According to "The sweetness of life" by Francoise Heritier, an average European male is likely to reach the age of 85.
That's 31025 days to grow up and then grow old. Still, sometimes we feel as life is passing by too fast.
What do we do with our time? Let's see:
- 8 hours of sleep (my friends who recently turned moms would love to)
- 3 hours eating (including grocery shopping and loading the dishwasher. Unless you are Italian, then 4 hours will be just enough to get started on the appetizers)
- 2 hours dedicated to personal care (showering and grooming)
- 3 hours to get places, clean the house, fix the daily troubles (including kids)
- 6 hours working (at least! Unless you are writer, in which case, 2 hours is pushing it)
- 1 hour to socialize and attend meetings, share gossip, shovel coffees
This would leave 1 hour and 30 minutes a day to enjoy the little blessings of life (a bit more if you are not working).
What do I want to do in this 1 hour and 30 minutes? Not much. I would like to feel, more than do. To be aware, more than busy.
I would like to remember to thank God (in a broad, unspecific, nonreligious way) for being alive and smart, not too pretty and, hopefully, healthy.
This prayer is quite surprising, to myself mostly. Let's see why.
Beside being alive, that is a universal wish, I'm thankful for my reasoning abilities, more than my looks and my social skills.
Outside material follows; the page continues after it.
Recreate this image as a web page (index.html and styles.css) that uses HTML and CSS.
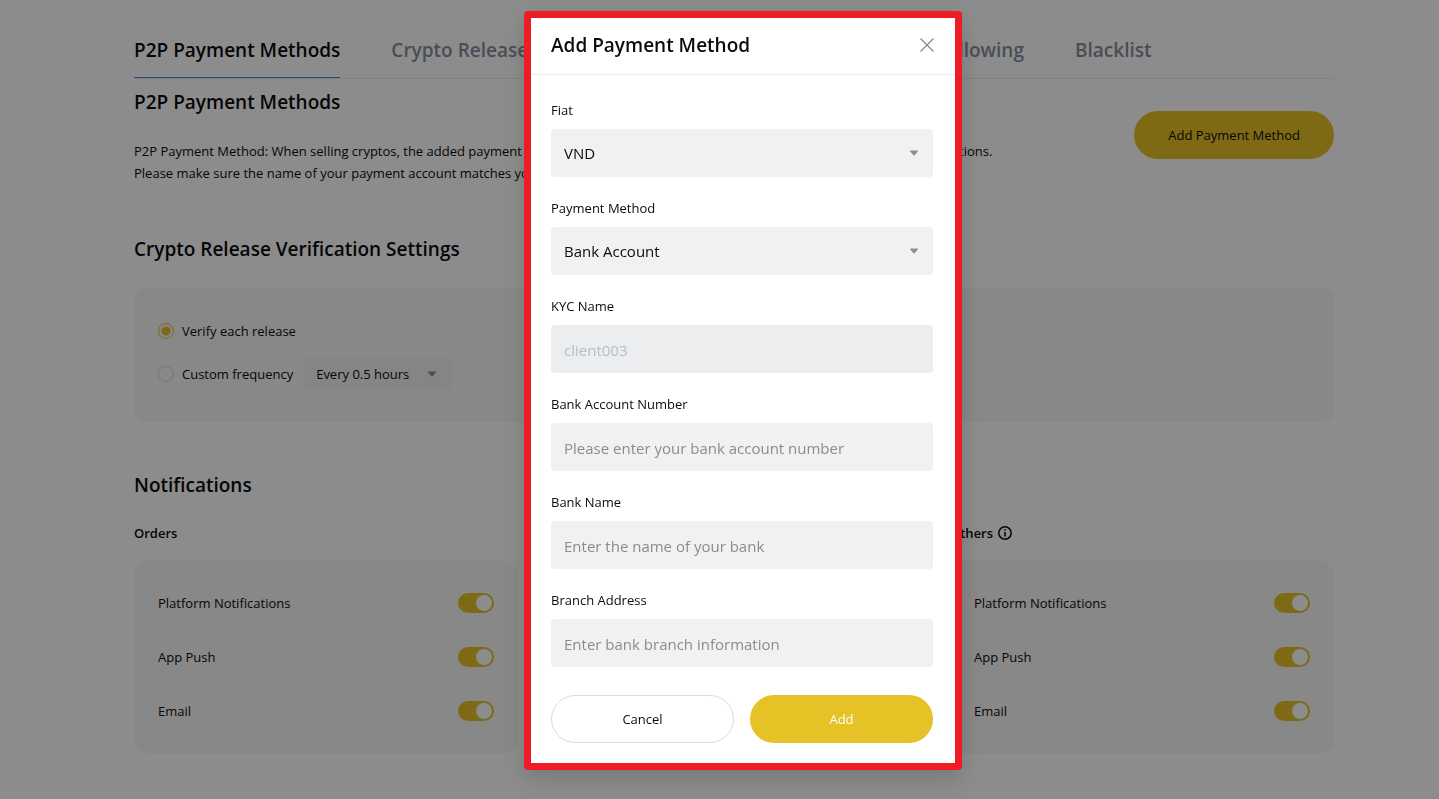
FILE: index.html
```html
<!DOCTYPE html>
<html lang="en">
<head>
<meta charset="utf-8">
<title>P2P Payment Methods</title>
<link rel="stylesheet" href="styles.css">
</head>
<body>
<main class="page">
  <nav class="tabs">
    <a class="tab tab-active" href="#methods">P2P Payment Methods</a>
    <a class="tab" href="#release">Crypto Release Verification Settings</a>
    <a class="tab" href="#notifications">Notifications</a>
    <a class="tab" href="#following">Following</a>
    <a class="tab" href="#blacklist">Blacklist</a>
  </nav>

  <section class="intro" id="methods">
    <div class="intro-text">
      <h2 class="heading">P2P Payment Methods</h2>
      <p class="intro-copy">P2P Payment Method: When selling cryptos, the added payment method will be displayed to buyers as one of your available payment options.<br>Please make sure the name of your payment account matches your verified name.</p>
    </div>
    <button class="btn btn-primary btn-dark" type="button">Add Payment Method</button>
  </section>

  <section class="release" id="release">
    <h2 class="heading">Crypto Release Verification Settings</h2>
    <div class="release-card">
      <div class="release-row">
        <label class="choice"><input class="radio" type="radio" name="verify" checked>Verify each release</label>
      </div>
      <div class="release-row">
        <label class="choice"><input class="radio" type="radio" name="verify">Custom frequency</label>
        <div class="select-box select-small">
          <select class="select" aria-label="Frequency"><option>Every 0.5 hours</option></select>
          <svg class="caret" viewBox="0 0 8 6" aria-hidden="true"><path d="M0 1.2C0 .8.3.5.7.5h6.6c.4 0 .7.3.7.7L4.5 5.3c-.3.3-.7.3-1 0z"/></svg>
        </div>
      </div>
    </div>
  </section>

  <section class="notices" id="notifications">
    <h2 class="heading">Notifications</h2>
    <div class="notice-grid">
      <div class="notice">
        <h3 class="subheading">Orders</h3>
        <div class="notice-card">
          <label class="notice-row">Platform Notifications<input class="switch" type="checkbox" role="switch" checked></label>
          <label class="notice-row">App Push<input class="switch" type="checkbox" role="switch" checked></label>
          <label class="notice-row">Email<input class="switch" type="checkbox" role="switch" checked></label>
        </div>
      </div>
      <div class="notice">
        <h3 class="subheading">Chat</h3>
        <div class="notice-card">
          <label class="notice-row">Platform Notifications<input class="switch" type="checkbox" role="switch" checked></label>
          <label class="notice-row">App Push<input class="switch" type="checkbox" role="switch" checked></label>
          <label class="notice-row">Email<input class="switch" type="checkbox" role="switch" checked></label>
        </div>
      </div>
      <div class="notice">
        <h3 class="subheading">Others
          <svg class="info" viewBox="0 0 14 14" aria-hidden="true"><circle cx="7" cy="7" r="6.2" fill="none" stroke="currentColor" stroke-width="1.5"/><path d="M6.2 3.2h1.6v1.5H6.2zM6.2 5.9h1.6v4.6H6.2z" fill="currentColor"/></svg>
        </h3>
        <div class="notice-card">
          <label class="notice-row">Platform Notifications<input class="switch" type="checkbox" role="switch" checked></label>
          <label class="notice-row">App Push<input class="switch" type="checkbox" role="switch" checked></label>
          <label class="notice-row">Email<input class="switch" type="checkbox" role="switch" checked></label>
        </div>
      </div>
    </div>
  </section>
</main>

<div class="overlay">
  <form class="modal" role="dialog" aria-labelledby="modal-title">
    <header class="modal-head">
      <h1 class="modal-title" id="modal-title">Add Payment Method</h1>
      <button class="close" type="button" aria-label="Close"><svg class="close-icon" viewBox="0 0 14 14" aria-hidden="true"><path d="M.5.5l13 13M13.5.5l-13 13" fill="none" stroke="currentColor" stroke-width="1.4"/></svg></button>
    </header>
    <div class="modal-body">
      <div class="field">
        <label class="field-label" for="fiat">Fiat</label>
        <div class="select-box">
          <select class="select" id="fiat"><option>VND</option></select>
          <svg class="caret" viewBox="0 0 8 6" aria-hidden="true"><path d="M0 1.2C0 .8.3.5.7.5h6.6c.4 0 .7.3.7.7L4.5 5.3c-.3.3-.7.3-1 0z"/></svg>
        </div>
      </div>
      <div class="field">
        <label class="field-label" for="method">Payment Method</label>
        <div class="select-box">
          <select class="select" id="method"><option>Bank Account</option></select>
          <svg class="caret" viewBox="0 0 8 6" aria-hidden="true"><path d="M0 1.2C0 .8.3.5.7.5h6.6c.4 0 .7.3.7.7L4.5 5.3c-.3.3-.7.3-1 0z"/></svg>
        </div>
      </div>
      <div class="field">
        <label class="field-label" for="kyc">KYC Name</label>
        <input class="input" id="kyc" type="text" value="client003" disabled>
      </div>
      <div class="field">
        <label class="field-label" for="account">Bank Account Number</label>
        <input class="input" id="account" type="text" placeholder="Please enter your bank account number">
      </div>
      <div class="field">
        <label class="field-label" for="bank">Bank Name</label>
        <input class="input" id="bank" type="text" placeholder="Enter the name of your bank">
      </div>
      <div class="field">
        <label class="field-label" for="branch">Branch Address</label>
        <input class="input" id="branch" type="text" placeholder="Enter bank branch information">
      </div>
    </div>
    <footer class="modal-foot">
      <button class="btn btn-outline" type="button">Cancel</button>
      <button class="btn btn-primary" type="submit">Add</button>
    </footer>
  </form>
</div>
</body>
</html>
```
FILE: styles.css
```css
* { box-sizing: border-box; }

body {
  margin: 0;
  background: #fff;
  color: #0c0c0e;
  font-family: "Segoe UI", "Open Sans", "Noto Sans", sans-serif;
  font-size: 13px;
  line-height: 22px;
}

h1, h2, h3, p { margin: 0; }

button, input, select { font: inherit; color: inherit; }

.page { padding: 36px 105px 45px 134px; }

.tabs {
  display: flex;
  gap: 51px;
  border-bottom: 1px solid #eaecef;
  white-space: nowrap;
}

.tab {
  padding-bottom: 13px;
  border-bottom: 1px solid transparent;
  color: #848e9c;
  font-size: 19px;
  font-weight: 600;
  line-height: 28px;
  text-decoration: none;
}

.tab-active { color: #0c0c0e; border-bottom-color: #417ffb; }

.heading { font-size: 19px; font-weight: 600; line-height: 28px; }

.intro {
  display: flex;
  justify-content: space-between;
  align-items: flex-start;
  padding-top: 9px;
}

.intro-copy { margin-top: 24px; }

.btn {
  height: 48px;
  padding: 0 33px;
  border: 1px solid transparent;
  border-radius: 24px;
  cursor: pointer;
}

.btn-primary { background: #e5c225; color: #fff; }
.btn-dark { margin-top: 23px; color: #0c0c0e; white-space: nowrap; }
.btn-outline { background: #fff; border-color: #dcdcde; }

.release { margin-top: 51px; }

.release-card {
  display: flex;
  flex-direction: column;
  gap: 16px;
  margin-top: 25px;
  padding: 32px 24px;
  border-radius: 12px;
  background: #f7f7f7;
}

.release-row { display: flex; align-items: center; gap: 10px; }

.choice { display: flex; align-items: center; gap: 8px; }

.radio {
  appearance: none;
  width: 16px;
  height: 16px;
  margin: 0;
  border: 1px solid #d9d9d9;
  border-radius: 50%;
}

.radio:checked {
  border-color: #e5c225;
  background: radial-gradient(circle, #e5c225 4px, transparent 5px);
}

.select-box {
  display: grid;
  grid-template-columns: 1fr 31px;
  align-items: center;
  height: 48px;
  border-radius: 4px;
  background: #f1f1f1;
  font-size: 15px;
}

.select {
  grid-area: 1 / 1 / 2 / 3;
  appearance: none;
  width: 100%;
  height: 100%;
  padding: 0 31px 0 13px;
  border: 0;
  background: transparent;
}

.caret {
  grid-area: 1 / 2;
  width: 8px;
  height: 6px;
  margin-left: 8px;
  fill: #848e9c;
  pointer-events: none;
}

.select-small { width: 148px; height: 32px; background: #f3f3f3; font-size: 13px; }

.notices { margin-top: 49px; }

.notice-grid {
  display: grid;
  grid-template-columns: repeat(3, 1fr);
  gap: 24px;
  margin-top: 23px;
}

.subheading {
  display: flex;
  align-items: center;
  gap: 5px;
  font-size: 13px;
  font-weight: 600;
}

.info { width: 14px; height: 14px; }

.notice-card {
  margin-top: 16px;
  padding: 16px 24px;
  border-radius: 16px;
  background: #f7f7f7;
}

.notice-row {
  display: flex;
  justify-content: space-between;
  align-items: center;
  height: 54px;
}

.switch {
  appearance: none;
  display: flex;
  align-items: center;
  width: 36px;
  height: 20px;
  margin: 0;
  padding: 2px;
  border-radius: 10px;
  background: #c4c8ce;
}

.switch::before {
  content: "";
  width: 16px;
  height: 16px;
  border-radius: 50%;
  background: #fff;
}

.switch:checked { justify-content: flex-end; background: #e5c225; }

.overlay {
  position: fixed;
  inset: 0;
  display: flex;
  justify-content: center;
  align-items: flex-start;
  padding: 11px 0 0 47px;
  overflow: auto;
  background: rgba(0, 0, 0, 0.45);
}

.modal {
  width: 438px;
  border: 7px solid #ee1c25;
  border-radius: 4px;
  background: #fff;
  box-shadow: 0 8px 24px rgba(0, 0, 0, 0.16);
}

.modal-head {
  display: flex;
  justify-content: space-between;
  align-items: center;
  height: 57px;
  padding: 0 21px 2px 20px;
  border-bottom: 1px solid #eaecef;
}

.modal-title { font-size: 19px; font-weight: 600; line-height: 28px; }

.close {
  display: flex;
  padding: 0;
  border: 0;
  background: none;
  color: #848e9c;
  cursor: pointer;
}

.close-icon { width: 14px; height: 14px; }

.modal-body {
  display: flex;
  flex-direction: column;
  gap: 20px;
  padding: 24px 22px 28px 20px;
}

.field { display: flex; flex-direction: column; gap: 8px; }

.input {
  width: 100%;
  height: 48px;
  padding: 1px 13px 0;
  border: 0;
  border-radius: 4px;
  background: #f1f1f1;
  font-size: 15px;
}

.input::placeholder { color: #8c8c8c; opacity: 1; }
.input:disabled { background: #ecedef; color: #b7bdc8; }

.modal-foot {
  display: grid;
  grid-template-columns: 1fr 1fr;
  gap: 16px;
  padding: 0 22px 20px 20px;
}
```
I suppose that is because I've always enjoyed mental adventures and animated philosophical disquisitions, therefore when I witness other people failing to express themselves in various subjects or languages I feel quite proud and blessed.
I'm also thankful of not being a beauty, so that I can enjoy the freedom that comes from not attracting excessive, undesired attention. I regard the gift of anonymity when I wish to be invisible (that is pretty often, having been born a solitary creature).
Last but not least, I've always been physically weak, with a tendency to dramatization, hypochondria and a delirious array of psychosomatic conditions. My life has been a long list of inexplicable sorrows that do not match my average, if not perfect, upbringing and life events.
So while Francoise Heritier throws herself in a (too long) list of little blessings to remind us of the sweetness of life, I let my mind wander to the significance of the original title, "Le sel de la vie" which literally translates "The salt of life".
I like this title better, because what makes life worthy is the taste, more than the sugar coat.